Task instructions →
Omit the pictures and print exactly the lines of the listing below, starting at the first and ending at the line containing "text-[14px] text-[#333] font-['Liberation_Sans',sans-serif]".
*** Collected data ***
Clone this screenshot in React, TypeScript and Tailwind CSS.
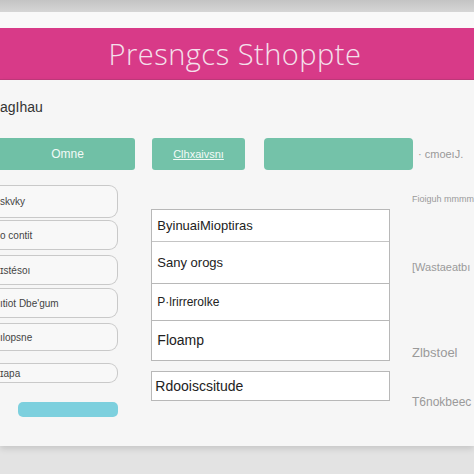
export default function App() {
  const inputs = [
    { label: "skvky", h: "h-[33px]", mt: "mt-0" },
    { label: "o contit", h: "h-[30px]", mt: "mt-[2px]" },
    { label: "ɪstésoı", h: "h-[30px]", mt: "mt-[5px]" },
    { label: "ıtiot Dbe'gum", h: "h-[30px]", mt: "mt-[3px]" },
    { label: "ılopsne", h: "h-[28px]", mt: "mt-[5px]" },
    { label: "ɪapa", h: "h-[20px]", mt: "mt-[12px]" },
  ];

  return (
    <div className="w-[474px] h-[474px] overflow-hidden bg-[#e3e3e3] font-['Open_Sans',sans-serif]">
      <div className="h-[12px] bg-gradient-to-b from-[#c4c4c4] to-[#d6d6d6]" />
      <div className="h-[16px] bg-[#f9f9f9]" />
      {/* Header */}
      <header className="h-[52px] bg-[#d83a88] flex items-center justify-center border-b border-[#c0397b]">
        <h1 className="text-[29px] font-light tracking-[0.5px] text-[#f4e1ec] pr-[4px]">Presngcs Sthoppte</h1>
      </header>

      <main className="h-[366px] bg-[#f6f6f6] shadow-[0_3px_6px_rgba(0,0,0,0.12)] flex flex-col">
        <p className="mt-[20px] text-[14px] text-[#333] font-['Liberation_Sans',sans-serif] leading-none">agIhau</p>

        {/* Tabs */}
        <div className="mt-[24px] flex items-center h-[32px]">
          <button className="w-[135px] h-[32px] rounded-r-[3px] bg-[#70c0a6] text-[12px] text-[#f2faf7] font-['Liberation_Sans',sans-serif]">Omne</button>
          <button className="ml-[17px] w-[93px] h-[32px] rounded-[3px] bg-[#73c2a9] text-[11px] text-[#f2faf7] underline font-['Liberation_Sans',sans-serif]">Clhxaivsnı</button>
          <button className="ml-[19px] w-[149px] h-[32px] rounded-[4px] bg-[#74c2a9]" />
          <span className="ml-[5px] text-[11px] text-[#999] font-['Liberation_Sans',sans-serif]">· cmoeıJ.</span>
        </div>

        <div className="mt-[15px] flex">
          {/* Left inputs */}
          <div className="w-[119px] flex flex-col">
            {inputs.map((it) => (
              <div
                key={it.label}
                className={`${it.h} ${it.mt} rounded-r-[9px] border border-l-0 border-[#c9c9c9] bg-[#f8f8f8] flex items-center text-[10px] text-[#444] font-['Liberation_Sans',sans-serif]`}
              >
                {it.label}
              </div>
            ))}
            <div className="mt-[19px] ml-[18px] h-[15px] rounded-[5px] bg-[#7dd0de]" />
          </div>

          {/* Middle table */}
          <div className="ml-[33px] w-[240px] pt-[24px] flex flex-col font-['Liberation_Sans',sans-serif] text-[#222]">
            <div className="border border-[#b8b8b8] bg-white">
              <div className="h-[32px] flex items-center px-[5px] text-[13px] border-b border-[#c4c4c4]">ByinuaiMioptiras</div>
              <div className="h-[42px] flex items-center px-[5px] text-[13px] border-b border-[#b8b8b8]">Sany orogs</div>
              <div className="h-[37px] flex items-center px-[5px] text-[12px] border-b border-[#b8b8b8]">P·lrirrerolke</div>
              <div className="h-[39px] flex items-center px-[5px] text-[14px]">Floamp</div>
            </div>
            <div className="mt-[10px] h-[30px] border border-[#b8b8b8] bg-white flex items-center px-[3px] text-[14px]">Rdooiscsitude</div>
          </div>

          {/* Right labels */}
          <div className="ml-[22px] flex flex-col font-['Liberation_Sans',sans-serif] text-[#9a9a9a] whitespace-nowrap">
            <span className="mt-[8px] text-[9px]">Fioiguh mmmm</span>
            <span className="mt-[52px] text-[11px]">[Wastaeatbı</span>
            <span className="mt-[68px] text-[13px]">Zlbstoel</span>
            <span className="mt-[30px] text-[12px]">T6nokbeec</span>
          </div>
        </div>
      </main>
    </div>
  );
}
***
Task output →
Clone this screenshot in React, TypeScript and Tailwind CSS.
export default function App() {
  const inputs = [
    { label: "skvky", h: "h-[33px]", mt: "mt-0" },
    { label: "o contit", h: "h-[30px]", mt: "mt-[2px]" },
    { label: "ɪstésoı", h: "h-[30px]", mt: "mt-[5px]" },
    { label: "ıtiot Dbe'gum", h: "h-[30px]", mt: "mt-[3px]" },
    { label: "ılopsne", h: "h-[28px]", mt: "mt-[5px]" },
    { label: "ɪapa", h: "h-[20px]", mt: "mt-[12px]" },
  ];

  return (
    <div className="w-[474px] h-[474px] overflow-hidden bg-[#e3e3e3] font-['Open_Sans',sans-serif]">
      <div className="h-[12px] bg-gradient-to-b from-[#c4c4c4] to-[#d6d6d6]" />
      <div className="h-[16px] bg-[#f9f9f9]" />
      {/* Header */}
      <header className="h-[52px] bg-[#d83a88] flex items-center justify-center border-b border-[#c0397b]">
        <h1 className="text-[29px] font-light tracking-[0.5px] text-[#f4e1ec] pr-[4px]">Presngcs Sthoppte</h1>
      </header>

      <main className="h-[366px] bg-[#f6f6f6] shadow-[0_3px_6px_rgba(0,0,0,0.12)] flex flex-col">
        <p className="mt-[20px] text-[14px] text-[#333] font-['Liberation_Sans',sans-serif] leading-none">agIhau</p>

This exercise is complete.